Props go to Tim O'Brien

Rating: 5 stars
Summary: The way James feels
Review: I loved this book. It is the second time reading it for me. I really enjoyed how realistic TIm O Brien mande this story seem for me. It is most likely one of the only books that have cought my intrest enough for me to read the entire book cover to cover with out skiping any chapters. I would like to find more books by Tim O Brien and about Vietnam and I also think that The men in the story and in Vietnam were all truly heroic for the simple fact of going. If I am ever drafted for a war I going to go live in canada.

Rating: 4 stars
Summary: A Junior Class assigment
Review: When I was first instructed I had to read "Things they Carried" for an Junior enligh class, I was not happy with it, The book seemed dull and unatractive. After reading the first chapter I was bored by details, but after going deeper into the book I throughly enjoyed it. The book itself was very enjoyable, easy to read and kept my attention. I would recommend it for any person wanting to read any information about the war and the people involved with it.

Rating: 3 stars
Summary: The Things They Carried
Review: This book was pretty good. I normally do not enjoy reading many books but I could not put this one down. It was unlike any other book I have read and I liked it mostly because of the way it is set up. It is more like a log of what happened in the Vietnam War. All the stories, and sometimes lies they talked about. I would recommend this book to anyone looking for a wartime story

Rating: 5 stars
Summary: A stunning representation of Viet Nam
Review: As a person too young to have been shipped off to Vietnam, this book gave me something that other war books, i have read, did not. It gave me the ability to peer into the hell that the author went through, even though the stories are fiction. The stories were however based on what really happened. O'Brien gives us something to take back with us after reading the book.

Rating: 5 stars
Summary: Awesome book.
Review: Movies can only do so much. It takes a book to grab people by the neck and slam them into an unfamiliar and unforgiving world where the imagination can run freely. This is the case with the Vietnam War and with the book The Things They Carried, by Tim O'Brien.
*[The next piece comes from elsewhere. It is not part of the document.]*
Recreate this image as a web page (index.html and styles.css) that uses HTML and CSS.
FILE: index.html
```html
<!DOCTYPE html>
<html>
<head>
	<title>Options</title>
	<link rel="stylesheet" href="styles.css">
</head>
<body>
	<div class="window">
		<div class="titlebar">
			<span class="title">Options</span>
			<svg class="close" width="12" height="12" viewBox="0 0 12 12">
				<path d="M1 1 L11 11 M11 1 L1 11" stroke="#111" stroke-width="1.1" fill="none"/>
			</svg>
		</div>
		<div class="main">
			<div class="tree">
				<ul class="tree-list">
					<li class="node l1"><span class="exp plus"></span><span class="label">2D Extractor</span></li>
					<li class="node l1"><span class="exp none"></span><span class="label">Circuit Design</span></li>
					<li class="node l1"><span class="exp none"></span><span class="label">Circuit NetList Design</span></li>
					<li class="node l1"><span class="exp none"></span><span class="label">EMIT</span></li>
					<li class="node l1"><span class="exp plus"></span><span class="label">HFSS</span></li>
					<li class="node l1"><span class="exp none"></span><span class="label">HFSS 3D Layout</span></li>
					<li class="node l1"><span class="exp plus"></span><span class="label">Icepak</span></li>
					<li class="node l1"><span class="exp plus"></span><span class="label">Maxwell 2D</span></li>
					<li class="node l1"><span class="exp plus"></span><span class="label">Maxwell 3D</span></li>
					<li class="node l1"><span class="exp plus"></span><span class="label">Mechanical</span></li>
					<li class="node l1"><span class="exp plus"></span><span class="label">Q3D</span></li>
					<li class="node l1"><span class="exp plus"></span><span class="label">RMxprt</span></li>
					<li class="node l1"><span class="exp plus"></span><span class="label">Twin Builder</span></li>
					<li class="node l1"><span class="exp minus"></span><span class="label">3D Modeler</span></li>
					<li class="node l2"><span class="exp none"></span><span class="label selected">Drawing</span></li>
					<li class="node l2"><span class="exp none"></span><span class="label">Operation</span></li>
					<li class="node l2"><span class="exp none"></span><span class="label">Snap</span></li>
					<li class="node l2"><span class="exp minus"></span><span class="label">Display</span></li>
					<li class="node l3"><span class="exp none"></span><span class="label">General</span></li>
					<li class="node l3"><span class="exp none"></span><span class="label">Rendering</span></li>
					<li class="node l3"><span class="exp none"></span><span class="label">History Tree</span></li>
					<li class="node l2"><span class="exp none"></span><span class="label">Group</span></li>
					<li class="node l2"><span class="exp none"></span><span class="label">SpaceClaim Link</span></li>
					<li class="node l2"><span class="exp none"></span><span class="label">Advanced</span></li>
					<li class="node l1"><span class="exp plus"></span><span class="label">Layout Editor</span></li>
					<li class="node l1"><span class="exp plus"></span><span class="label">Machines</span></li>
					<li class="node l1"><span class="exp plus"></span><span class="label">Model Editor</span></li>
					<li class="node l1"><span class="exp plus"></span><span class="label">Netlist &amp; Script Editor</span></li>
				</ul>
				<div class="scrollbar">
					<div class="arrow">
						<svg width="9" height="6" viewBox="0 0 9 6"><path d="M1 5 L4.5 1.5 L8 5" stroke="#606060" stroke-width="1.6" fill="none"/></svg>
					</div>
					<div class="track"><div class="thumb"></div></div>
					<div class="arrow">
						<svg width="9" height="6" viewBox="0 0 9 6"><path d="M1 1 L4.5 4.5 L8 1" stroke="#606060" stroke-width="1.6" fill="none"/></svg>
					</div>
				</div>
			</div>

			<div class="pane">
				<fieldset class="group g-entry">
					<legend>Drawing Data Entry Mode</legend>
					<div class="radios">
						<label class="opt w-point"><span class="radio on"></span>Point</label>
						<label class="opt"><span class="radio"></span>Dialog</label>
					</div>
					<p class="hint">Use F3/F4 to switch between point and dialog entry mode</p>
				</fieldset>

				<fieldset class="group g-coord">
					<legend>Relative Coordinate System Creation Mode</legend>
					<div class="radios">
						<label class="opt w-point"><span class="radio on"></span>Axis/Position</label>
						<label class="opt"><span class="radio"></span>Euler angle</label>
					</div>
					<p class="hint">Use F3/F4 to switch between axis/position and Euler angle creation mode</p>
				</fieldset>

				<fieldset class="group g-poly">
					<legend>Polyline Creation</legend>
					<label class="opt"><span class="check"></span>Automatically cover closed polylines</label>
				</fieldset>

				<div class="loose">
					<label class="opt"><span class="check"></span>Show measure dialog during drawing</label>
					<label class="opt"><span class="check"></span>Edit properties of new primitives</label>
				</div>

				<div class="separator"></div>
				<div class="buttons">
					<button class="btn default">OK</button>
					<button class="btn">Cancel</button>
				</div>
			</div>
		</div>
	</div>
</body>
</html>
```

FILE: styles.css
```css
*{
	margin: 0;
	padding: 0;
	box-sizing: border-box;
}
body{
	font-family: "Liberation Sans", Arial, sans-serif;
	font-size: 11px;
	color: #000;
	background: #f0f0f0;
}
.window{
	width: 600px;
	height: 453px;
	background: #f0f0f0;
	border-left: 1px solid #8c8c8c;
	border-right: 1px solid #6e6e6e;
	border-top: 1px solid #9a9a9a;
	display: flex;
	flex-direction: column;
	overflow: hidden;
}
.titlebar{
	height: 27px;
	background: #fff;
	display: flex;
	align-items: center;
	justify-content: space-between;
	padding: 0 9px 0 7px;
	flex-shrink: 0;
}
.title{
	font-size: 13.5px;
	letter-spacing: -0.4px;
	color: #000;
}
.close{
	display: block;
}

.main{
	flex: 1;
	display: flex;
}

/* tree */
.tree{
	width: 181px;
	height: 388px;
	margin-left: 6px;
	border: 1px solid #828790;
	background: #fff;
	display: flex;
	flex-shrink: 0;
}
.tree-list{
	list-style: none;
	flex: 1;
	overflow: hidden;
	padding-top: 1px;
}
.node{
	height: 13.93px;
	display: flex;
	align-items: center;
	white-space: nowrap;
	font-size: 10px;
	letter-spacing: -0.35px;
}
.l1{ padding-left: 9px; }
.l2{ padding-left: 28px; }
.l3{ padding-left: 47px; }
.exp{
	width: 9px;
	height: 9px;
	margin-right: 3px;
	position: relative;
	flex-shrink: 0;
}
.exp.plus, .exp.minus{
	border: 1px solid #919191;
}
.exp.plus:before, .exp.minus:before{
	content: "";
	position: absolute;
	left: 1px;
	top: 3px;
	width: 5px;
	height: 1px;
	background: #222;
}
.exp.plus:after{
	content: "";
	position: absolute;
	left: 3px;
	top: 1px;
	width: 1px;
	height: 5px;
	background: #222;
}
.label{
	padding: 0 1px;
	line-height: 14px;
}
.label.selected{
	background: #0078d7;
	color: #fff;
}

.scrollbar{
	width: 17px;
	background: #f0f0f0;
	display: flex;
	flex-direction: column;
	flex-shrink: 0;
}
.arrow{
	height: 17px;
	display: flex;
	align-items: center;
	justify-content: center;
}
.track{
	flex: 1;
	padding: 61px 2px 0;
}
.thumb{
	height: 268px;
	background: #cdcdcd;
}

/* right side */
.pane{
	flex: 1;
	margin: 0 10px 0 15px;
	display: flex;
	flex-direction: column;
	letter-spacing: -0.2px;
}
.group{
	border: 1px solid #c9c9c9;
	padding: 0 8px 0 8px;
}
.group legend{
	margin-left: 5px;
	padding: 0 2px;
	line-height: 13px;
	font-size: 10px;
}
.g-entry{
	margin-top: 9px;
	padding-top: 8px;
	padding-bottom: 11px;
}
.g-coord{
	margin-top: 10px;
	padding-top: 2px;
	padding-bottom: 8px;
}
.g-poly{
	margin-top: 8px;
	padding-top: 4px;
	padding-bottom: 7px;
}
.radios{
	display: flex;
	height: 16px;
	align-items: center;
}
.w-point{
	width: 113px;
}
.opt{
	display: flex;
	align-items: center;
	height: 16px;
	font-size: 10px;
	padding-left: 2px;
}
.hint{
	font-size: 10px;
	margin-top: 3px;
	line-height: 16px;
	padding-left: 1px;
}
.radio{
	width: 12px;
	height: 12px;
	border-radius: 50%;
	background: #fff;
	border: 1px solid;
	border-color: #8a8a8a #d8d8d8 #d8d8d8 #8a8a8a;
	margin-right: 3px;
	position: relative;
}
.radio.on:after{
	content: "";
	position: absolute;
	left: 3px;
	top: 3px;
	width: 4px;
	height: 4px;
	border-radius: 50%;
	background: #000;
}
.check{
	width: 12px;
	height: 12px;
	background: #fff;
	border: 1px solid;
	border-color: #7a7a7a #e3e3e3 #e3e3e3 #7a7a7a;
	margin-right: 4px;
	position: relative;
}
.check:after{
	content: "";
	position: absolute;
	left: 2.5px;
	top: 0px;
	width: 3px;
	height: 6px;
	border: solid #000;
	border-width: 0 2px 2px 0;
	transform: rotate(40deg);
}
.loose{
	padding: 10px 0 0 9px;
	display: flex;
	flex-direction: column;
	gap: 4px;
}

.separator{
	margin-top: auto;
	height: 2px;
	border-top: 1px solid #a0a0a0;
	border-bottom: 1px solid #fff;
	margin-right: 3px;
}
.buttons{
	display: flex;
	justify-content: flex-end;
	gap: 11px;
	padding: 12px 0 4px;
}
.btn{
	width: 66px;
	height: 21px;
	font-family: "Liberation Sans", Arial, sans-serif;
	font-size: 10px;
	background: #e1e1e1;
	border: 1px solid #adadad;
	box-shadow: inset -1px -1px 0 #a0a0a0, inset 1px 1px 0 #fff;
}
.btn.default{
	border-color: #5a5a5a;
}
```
The Things They Carried is divided into several anecdotes about various facets of the war. These smaller stories are sometimes erratic, sometimes fictional, but always fascinating and poignant. Not only did The Things They Carried brilliantly depict graphic physical accounts of the war, such as scenery, weapons, and battle, the book also detailed the psychological aspects of the war. For instance, "On the Rainy River" described a confused young man's mindset towards the draft, ranging from fear of battle to coping with responsibility. "In the Field" explained the terrible guilt that overwhelmed a soldier, because he felt that he let a fellow soldier die. "Speaking of Courage" portrayed the desolation and hopelessness of a soldier who has returned from the war. Without a doubt, I was intrigued and stunned.
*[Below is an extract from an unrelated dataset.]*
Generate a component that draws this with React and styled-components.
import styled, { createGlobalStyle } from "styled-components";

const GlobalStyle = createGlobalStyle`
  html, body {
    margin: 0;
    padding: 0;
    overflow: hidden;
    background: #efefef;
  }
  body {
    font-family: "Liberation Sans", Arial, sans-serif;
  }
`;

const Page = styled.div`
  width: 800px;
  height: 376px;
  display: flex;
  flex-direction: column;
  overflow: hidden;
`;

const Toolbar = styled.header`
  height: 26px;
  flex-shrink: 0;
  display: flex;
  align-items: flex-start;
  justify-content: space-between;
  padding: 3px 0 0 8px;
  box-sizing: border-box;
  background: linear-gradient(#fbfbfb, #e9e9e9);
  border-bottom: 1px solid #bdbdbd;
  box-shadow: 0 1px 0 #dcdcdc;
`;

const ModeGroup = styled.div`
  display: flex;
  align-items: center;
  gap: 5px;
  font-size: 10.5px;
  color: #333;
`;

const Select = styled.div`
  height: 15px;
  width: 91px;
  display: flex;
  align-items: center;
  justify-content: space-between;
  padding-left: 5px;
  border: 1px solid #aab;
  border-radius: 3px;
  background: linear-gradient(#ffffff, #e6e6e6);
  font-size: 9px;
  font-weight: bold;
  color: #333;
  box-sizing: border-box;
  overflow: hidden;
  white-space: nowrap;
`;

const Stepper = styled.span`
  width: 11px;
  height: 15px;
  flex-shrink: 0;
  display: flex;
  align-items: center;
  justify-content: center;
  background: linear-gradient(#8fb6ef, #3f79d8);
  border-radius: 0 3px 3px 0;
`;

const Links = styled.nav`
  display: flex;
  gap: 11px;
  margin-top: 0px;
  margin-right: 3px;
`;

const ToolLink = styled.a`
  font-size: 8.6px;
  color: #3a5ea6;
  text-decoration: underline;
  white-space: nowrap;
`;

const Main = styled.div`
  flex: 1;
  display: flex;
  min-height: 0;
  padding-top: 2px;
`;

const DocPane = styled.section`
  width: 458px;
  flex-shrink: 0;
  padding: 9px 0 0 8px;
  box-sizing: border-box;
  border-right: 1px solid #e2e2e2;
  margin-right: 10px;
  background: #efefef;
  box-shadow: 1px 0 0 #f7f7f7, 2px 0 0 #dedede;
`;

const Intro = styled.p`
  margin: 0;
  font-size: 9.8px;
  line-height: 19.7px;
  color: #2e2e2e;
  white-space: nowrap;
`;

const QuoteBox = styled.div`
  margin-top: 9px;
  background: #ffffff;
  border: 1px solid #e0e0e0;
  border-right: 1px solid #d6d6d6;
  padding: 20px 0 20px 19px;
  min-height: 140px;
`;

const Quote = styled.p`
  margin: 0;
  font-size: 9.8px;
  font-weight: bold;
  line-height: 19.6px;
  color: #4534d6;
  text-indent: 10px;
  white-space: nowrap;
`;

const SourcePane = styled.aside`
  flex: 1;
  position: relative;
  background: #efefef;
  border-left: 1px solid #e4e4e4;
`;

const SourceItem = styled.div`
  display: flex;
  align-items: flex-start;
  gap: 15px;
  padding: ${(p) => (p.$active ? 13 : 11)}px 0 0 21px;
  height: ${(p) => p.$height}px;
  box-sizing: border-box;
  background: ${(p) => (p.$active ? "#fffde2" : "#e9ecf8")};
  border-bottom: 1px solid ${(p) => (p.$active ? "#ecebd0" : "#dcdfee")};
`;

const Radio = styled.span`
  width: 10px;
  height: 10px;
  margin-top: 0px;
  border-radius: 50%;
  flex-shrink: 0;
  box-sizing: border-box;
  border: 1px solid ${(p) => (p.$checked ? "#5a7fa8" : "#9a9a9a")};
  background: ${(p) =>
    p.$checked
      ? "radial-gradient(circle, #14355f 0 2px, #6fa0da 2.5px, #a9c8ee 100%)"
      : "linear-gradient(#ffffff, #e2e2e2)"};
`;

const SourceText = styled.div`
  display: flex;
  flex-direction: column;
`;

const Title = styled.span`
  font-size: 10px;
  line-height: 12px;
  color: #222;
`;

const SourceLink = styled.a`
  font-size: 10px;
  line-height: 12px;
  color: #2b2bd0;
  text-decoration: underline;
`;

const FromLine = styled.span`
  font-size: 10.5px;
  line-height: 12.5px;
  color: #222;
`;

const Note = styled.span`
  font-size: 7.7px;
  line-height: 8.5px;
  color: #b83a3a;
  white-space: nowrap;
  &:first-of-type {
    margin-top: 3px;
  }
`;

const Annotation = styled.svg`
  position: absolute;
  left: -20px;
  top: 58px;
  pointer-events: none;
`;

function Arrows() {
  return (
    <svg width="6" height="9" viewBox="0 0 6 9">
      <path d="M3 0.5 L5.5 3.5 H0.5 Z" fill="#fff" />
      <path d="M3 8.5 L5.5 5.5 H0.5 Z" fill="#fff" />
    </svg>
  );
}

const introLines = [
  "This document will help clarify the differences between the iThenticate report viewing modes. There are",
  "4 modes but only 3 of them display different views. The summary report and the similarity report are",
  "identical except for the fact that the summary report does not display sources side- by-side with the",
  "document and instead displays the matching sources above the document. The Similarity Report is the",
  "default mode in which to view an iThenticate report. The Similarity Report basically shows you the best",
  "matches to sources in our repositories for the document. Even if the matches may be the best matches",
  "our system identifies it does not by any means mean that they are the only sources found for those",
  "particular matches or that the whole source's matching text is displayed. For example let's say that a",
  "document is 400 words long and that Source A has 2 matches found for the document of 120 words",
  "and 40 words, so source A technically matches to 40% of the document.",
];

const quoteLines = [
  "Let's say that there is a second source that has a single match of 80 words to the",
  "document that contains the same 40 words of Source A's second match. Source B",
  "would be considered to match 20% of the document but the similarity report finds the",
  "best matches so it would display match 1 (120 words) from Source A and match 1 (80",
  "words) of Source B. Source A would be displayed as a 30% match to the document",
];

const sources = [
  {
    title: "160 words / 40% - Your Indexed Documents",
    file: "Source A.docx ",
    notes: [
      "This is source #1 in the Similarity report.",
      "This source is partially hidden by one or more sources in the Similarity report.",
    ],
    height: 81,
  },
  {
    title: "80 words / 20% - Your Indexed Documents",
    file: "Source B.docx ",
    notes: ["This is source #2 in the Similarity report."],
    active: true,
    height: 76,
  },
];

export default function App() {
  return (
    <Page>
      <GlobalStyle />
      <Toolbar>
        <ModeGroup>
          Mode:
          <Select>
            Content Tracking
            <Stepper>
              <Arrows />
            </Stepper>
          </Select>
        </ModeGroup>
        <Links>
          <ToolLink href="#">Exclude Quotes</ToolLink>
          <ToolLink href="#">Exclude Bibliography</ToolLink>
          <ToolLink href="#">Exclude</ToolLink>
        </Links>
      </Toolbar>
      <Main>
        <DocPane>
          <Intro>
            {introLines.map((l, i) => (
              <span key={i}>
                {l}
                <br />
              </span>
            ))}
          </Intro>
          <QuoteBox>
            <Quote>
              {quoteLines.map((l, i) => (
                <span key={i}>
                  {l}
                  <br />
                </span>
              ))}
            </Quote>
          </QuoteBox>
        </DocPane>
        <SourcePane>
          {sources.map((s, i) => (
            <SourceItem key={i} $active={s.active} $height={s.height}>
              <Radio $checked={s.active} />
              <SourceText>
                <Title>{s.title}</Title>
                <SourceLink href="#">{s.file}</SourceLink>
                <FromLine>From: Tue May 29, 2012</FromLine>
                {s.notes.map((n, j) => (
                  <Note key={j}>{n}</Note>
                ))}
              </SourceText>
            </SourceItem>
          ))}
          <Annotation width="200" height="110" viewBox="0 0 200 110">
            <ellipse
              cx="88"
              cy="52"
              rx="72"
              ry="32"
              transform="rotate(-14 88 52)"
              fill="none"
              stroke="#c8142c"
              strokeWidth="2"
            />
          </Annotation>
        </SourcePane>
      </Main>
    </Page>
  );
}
Each of these intensely personal stories allowed readers like me, who weren't even alive during the Vietnam War, to explore the true feelings of soldiers and actually understand the experiences surrounding the war. From studying the war alone, one can only learn about the cold, hard facts. However, with The Things They Carried, I could begin to appreciate the soldiers' heroic deeds and comprehend the physical and mental pain that they carried for the rest of their lives.

Rating: 5 stars
Summary: ". . . stories can save us"
Review: Tim O'Brien's "The Things They Carried" is a book that transcends the genre of war fiction. Actually, it transcends the genre of fiction in general. Although labeled "a work of fiction" on the title page, the book really combines aspects of memoir, novel, and short story collection. I think you could use Audre Lorde's term "biomythography" to describe this book.

The first-person narrator of this book (named, like the author, Tim O'Brien) is a writer and combat veteran of the Vietnam War. The book actually deals with events before and after the war, in addition to depicting the war itself; the time span covers more than 30 years in the lives of O'Brien and his fellow soldiers.
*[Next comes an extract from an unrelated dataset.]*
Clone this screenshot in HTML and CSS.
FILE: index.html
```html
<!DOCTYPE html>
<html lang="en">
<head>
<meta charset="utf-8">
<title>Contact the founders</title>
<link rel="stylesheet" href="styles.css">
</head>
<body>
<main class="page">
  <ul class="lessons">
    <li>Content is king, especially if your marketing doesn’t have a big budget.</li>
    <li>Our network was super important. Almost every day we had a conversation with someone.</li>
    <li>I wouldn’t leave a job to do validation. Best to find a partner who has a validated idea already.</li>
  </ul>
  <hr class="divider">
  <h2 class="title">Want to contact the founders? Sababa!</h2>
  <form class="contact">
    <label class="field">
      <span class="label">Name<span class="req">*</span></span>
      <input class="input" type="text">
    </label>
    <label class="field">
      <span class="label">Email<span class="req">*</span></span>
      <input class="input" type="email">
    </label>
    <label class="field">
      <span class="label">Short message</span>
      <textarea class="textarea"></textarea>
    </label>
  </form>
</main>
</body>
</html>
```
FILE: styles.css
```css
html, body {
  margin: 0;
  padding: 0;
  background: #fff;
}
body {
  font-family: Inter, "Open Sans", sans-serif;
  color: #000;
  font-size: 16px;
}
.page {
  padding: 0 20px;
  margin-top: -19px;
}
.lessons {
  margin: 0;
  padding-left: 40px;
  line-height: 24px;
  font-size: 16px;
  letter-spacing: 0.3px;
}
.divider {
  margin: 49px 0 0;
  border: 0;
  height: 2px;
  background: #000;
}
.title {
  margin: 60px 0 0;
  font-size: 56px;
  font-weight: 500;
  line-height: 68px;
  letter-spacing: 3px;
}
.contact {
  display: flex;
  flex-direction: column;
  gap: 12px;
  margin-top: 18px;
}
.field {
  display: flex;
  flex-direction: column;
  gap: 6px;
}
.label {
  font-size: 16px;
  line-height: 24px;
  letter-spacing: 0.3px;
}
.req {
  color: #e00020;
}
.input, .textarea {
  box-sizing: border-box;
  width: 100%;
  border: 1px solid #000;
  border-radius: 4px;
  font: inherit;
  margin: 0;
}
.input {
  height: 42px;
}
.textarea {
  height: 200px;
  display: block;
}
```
"The Things They Carried" is an intensely "writerly" text. By that I mean that O'Brien and his characters often reflect directly on the activities of storytelling and writing. As a reader, I got the sense that I was being invited into the very process by which the book was created. This is an extraordinary technique, and O'Brien pulls it off brilliantly.

This being a war story, there are some truly disturbing, graphic, and violent scenes. But there are also scenes that are haunting, funny, surreal, or ironic. O'Brien depicts a memorable group of soldiers: the guilt-wracked Lieut. Cross; Kiowa, a Native American and devout, Bible-carrying Baptist; the sadistic but playful Azar; and more.

While this book is a complete and cohesive work of art, many of its component stories could stand alone as independent pieces of literature (in fact, I first encountered the title story in an anthology). But however you classify it, I consider "The Things They Carried" to be a profoundly moving masterpiece.